GIVEN TASK ->
Transcribe all of the material exactly. Any picture in it should be left out.

DATA PROVIDED ->

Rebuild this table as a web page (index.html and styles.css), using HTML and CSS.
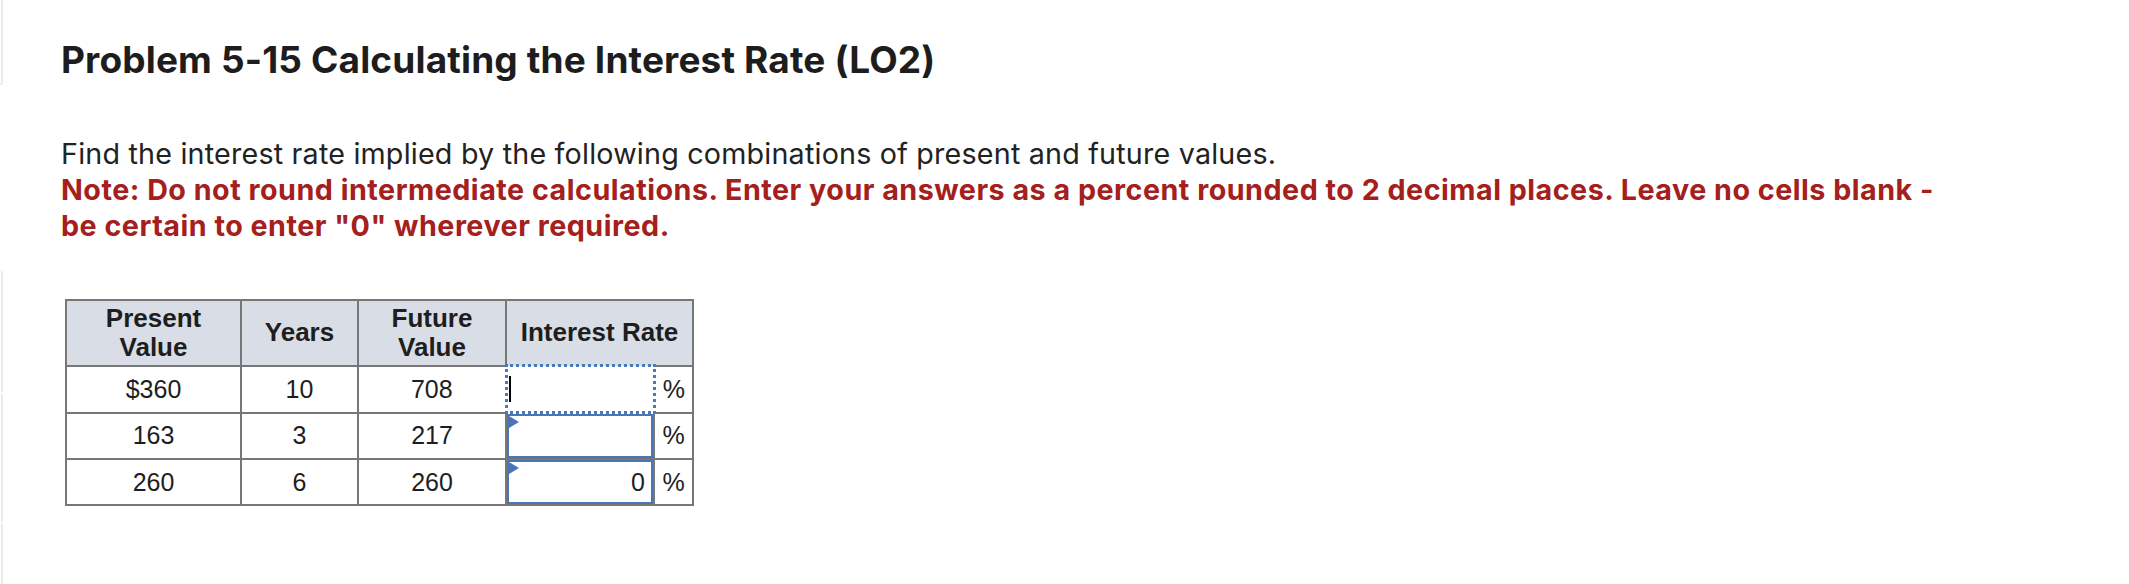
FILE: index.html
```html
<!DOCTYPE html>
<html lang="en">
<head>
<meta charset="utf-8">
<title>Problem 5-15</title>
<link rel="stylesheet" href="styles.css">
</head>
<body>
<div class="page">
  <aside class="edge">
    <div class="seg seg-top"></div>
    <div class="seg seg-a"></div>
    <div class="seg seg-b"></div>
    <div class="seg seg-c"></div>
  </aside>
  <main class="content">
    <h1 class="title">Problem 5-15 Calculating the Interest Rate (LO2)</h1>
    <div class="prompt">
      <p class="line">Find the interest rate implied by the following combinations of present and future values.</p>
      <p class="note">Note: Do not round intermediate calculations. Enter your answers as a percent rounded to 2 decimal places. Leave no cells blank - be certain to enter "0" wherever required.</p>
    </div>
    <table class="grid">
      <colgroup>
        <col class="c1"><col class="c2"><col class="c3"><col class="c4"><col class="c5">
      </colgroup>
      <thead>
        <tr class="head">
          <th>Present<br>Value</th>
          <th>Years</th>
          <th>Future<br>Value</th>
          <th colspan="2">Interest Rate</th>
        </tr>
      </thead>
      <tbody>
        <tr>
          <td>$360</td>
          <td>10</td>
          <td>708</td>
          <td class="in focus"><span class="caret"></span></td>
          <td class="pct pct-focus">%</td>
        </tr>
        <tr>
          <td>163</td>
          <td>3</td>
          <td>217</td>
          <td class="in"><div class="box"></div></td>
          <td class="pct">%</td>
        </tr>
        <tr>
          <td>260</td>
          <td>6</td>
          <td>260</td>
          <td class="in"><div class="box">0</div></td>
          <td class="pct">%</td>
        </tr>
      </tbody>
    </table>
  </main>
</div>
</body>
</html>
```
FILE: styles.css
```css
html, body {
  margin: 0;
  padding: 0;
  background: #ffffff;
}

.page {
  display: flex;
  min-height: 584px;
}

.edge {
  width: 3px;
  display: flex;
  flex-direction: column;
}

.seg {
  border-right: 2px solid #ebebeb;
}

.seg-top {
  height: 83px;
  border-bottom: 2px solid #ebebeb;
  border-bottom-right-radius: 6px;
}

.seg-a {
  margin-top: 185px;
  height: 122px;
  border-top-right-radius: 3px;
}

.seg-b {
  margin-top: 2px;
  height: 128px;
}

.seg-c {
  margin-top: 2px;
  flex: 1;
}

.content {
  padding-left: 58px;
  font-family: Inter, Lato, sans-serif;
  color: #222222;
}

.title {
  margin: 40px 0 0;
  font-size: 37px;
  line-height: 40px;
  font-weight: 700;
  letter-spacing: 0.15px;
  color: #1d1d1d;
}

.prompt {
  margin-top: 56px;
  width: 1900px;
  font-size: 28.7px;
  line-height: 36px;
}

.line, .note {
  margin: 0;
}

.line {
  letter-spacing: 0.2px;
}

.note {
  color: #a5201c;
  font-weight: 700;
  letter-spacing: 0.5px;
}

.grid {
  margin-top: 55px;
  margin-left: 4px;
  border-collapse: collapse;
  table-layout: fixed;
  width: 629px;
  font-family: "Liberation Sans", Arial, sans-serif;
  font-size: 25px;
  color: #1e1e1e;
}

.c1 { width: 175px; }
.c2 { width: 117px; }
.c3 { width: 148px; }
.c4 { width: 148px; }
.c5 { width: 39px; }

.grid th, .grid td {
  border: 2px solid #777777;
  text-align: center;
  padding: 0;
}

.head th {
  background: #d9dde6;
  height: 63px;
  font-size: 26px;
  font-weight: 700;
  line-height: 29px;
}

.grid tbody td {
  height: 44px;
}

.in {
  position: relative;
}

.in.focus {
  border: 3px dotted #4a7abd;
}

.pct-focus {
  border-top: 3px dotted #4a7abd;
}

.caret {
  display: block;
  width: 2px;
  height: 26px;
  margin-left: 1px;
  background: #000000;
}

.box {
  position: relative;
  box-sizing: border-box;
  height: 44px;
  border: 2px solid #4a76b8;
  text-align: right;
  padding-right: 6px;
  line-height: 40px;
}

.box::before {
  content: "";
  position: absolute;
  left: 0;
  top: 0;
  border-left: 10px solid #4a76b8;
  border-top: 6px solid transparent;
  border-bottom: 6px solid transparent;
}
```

OUTPUT OF THE EXERCISE ->
Rebuild this table as a web page (index.html and styles.css), using HTML and CSS.
FILE: index.html
```html
<!DOCTYPE html>
<html lang="en">
<head>
<meta charset="utf-8">
<title>Problem 5-15</title>
<link rel="stylesheet" href="styles.css">
</head>
<body>
<div class="page">
  <aside class="edge">
    <div class="seg seg-top"></div>
    <div class="seg seg-a"></div>
    <div class="seg seg-b"></div>
    <div class="seg seg-c"></div>
  </aside>
  <main class="content">
    <h1 class="title">Problem 5-15 Calculating the Interest Rate (LO2)</h1>
    <div class="prompt">
      <p class="line">Find the interest rate implied by the following combinations of present and future values.</p>
      <p class="note">Note: Do not round intermediate calculations. Enter your answers as a percent rounded to 2 decimal places. Leave no cells blank - be certain to enter "0" wherever required.</p>
    </div>
    <table class="grid">
      <colgroup>
        <col class="c1"><col class="c2"><col class="c3"><col class="c4"><col class="c5">
      </colgroup>
      <thead>
        <tr class="head">
          <th>Present<br>Value</th>
          <th>Years</th>
          <th>Future<br>Value</th>
          <th colspan="2">Interest Rate</th>
        </tr>
      </thead>
      <tbody>
        <tr>
          <td>$360</td>
          <td>10</td>
          <td>708</td>
          <td class="in focus"><span class="caret"></span></td>
          <td class="pct pct-focus">%</td>
        </tr>
        <tr>
          <td>163</td>
          <td>3</td>
          <td>217</td>
          <td class="in"><div class="box"></div></td>
          <td class="pct">%</td>
        </tr>
        <tr>
          <td>260</td>
          <td>6</td>
          <td>260</td>
          <td class="in"><div class="box">0</div></td>
          <td class="pct">%</td>
        </tr>
      </tbody>
    </table>
  </main>
</div>
</body>
</html>
```
FILE: styles.css
```css
html, body {
  margin: 0;
  padding: 0;
  background: #ffffff;
}

.page {
  display: flex;
  min-height: 584px;
}

.edge {
  width: 3px;
  display: flex;
  flex-direction: column;
}

.seg {
  border-right: 2px solid #ebebeb;
}

.seg-top {
  height: 83px;
  border-bottom: 2px solid #ebebeb;
  border-bottom-right-radius: 6px;
}

.seg-a {
  margin-top: 185px;
  height: 122px;
  border-top-right-radius: 3px;
}

.seg-b {
  margin-top: 2px;
  height: 128px;
}

.seg-c {
  margin-top: 2px;
  flex: 1;
}

.content {
  padding-left: 58px;
  font-family: Inter, Lato, sans-serif;
  color: #222222;
}

.title {
  margin: 40px 0 0;
  font-size: 37px;
  line-height: 40px;
  font-weight: 700;
  letter-spacing: 0.15px;
  color: #1d1d1d;
}

.prompt {
  margin-top: 56px;
  width: 1900px;
  font-size: 28.7px;
  line-height: 36px;
}

.line, .note {
  margin: 0;
}

.line {
  letter-spacing: 0.2px;
}

.note {
  color: #a5201c;
  font-weight: 700;
  letter-spacing: 0.5px;
}

.grid {
  margin-top: 55px;
  margin-left: 4px;
  border-collapse: collapse;
  table-layout: fixed;
  width: 629px;
  font-family: "Liberation Sans", Arial, sans-serif;
  font-size: 25px;
  color: #1e1e1e;
}

.c1 { width: 175px; }
.c2 { width: 117px; }
.c3 { width: 148px; }
.c4 { width: 148px; }
.c5 { width: 39px; }

.grid th, .grid td {
  border: 2px solid #777777;
  text-align: center;
  padding: 0;
}

.head th {
  background: #d9dde6;
  height: 63px;
  font-size: 26px;
  font-weight: 700;
  line-height: 29px;
}

.grid tbody td {
  height: 44px;
}

.in {
  position: relative;
}

.in.focus {
  border: 3px dotted #4a7abd;
}

.pct-focus {
  border-top: 3px dotted #4a7abd;
}

.caret {
  display: block;
  width: 2px;
  height: 26px;
  margin-left: 1px;
  background: #000000;
}

.box {
  position: relative;
  box-sizing: border-box;
  height: 44px;
  border: 2px solid #4a76b8;
  text-align: right;
  padding-right: 6px;
  line-height: 40px;
}

.box::before {
  content: "";
  position: absolute;
  left: 0;
  top: 0;
  border-left: 10px solid #4a76b8;
  border-top: 6px solid transparent;
  border-bottom: 6px solid transparent;
}
```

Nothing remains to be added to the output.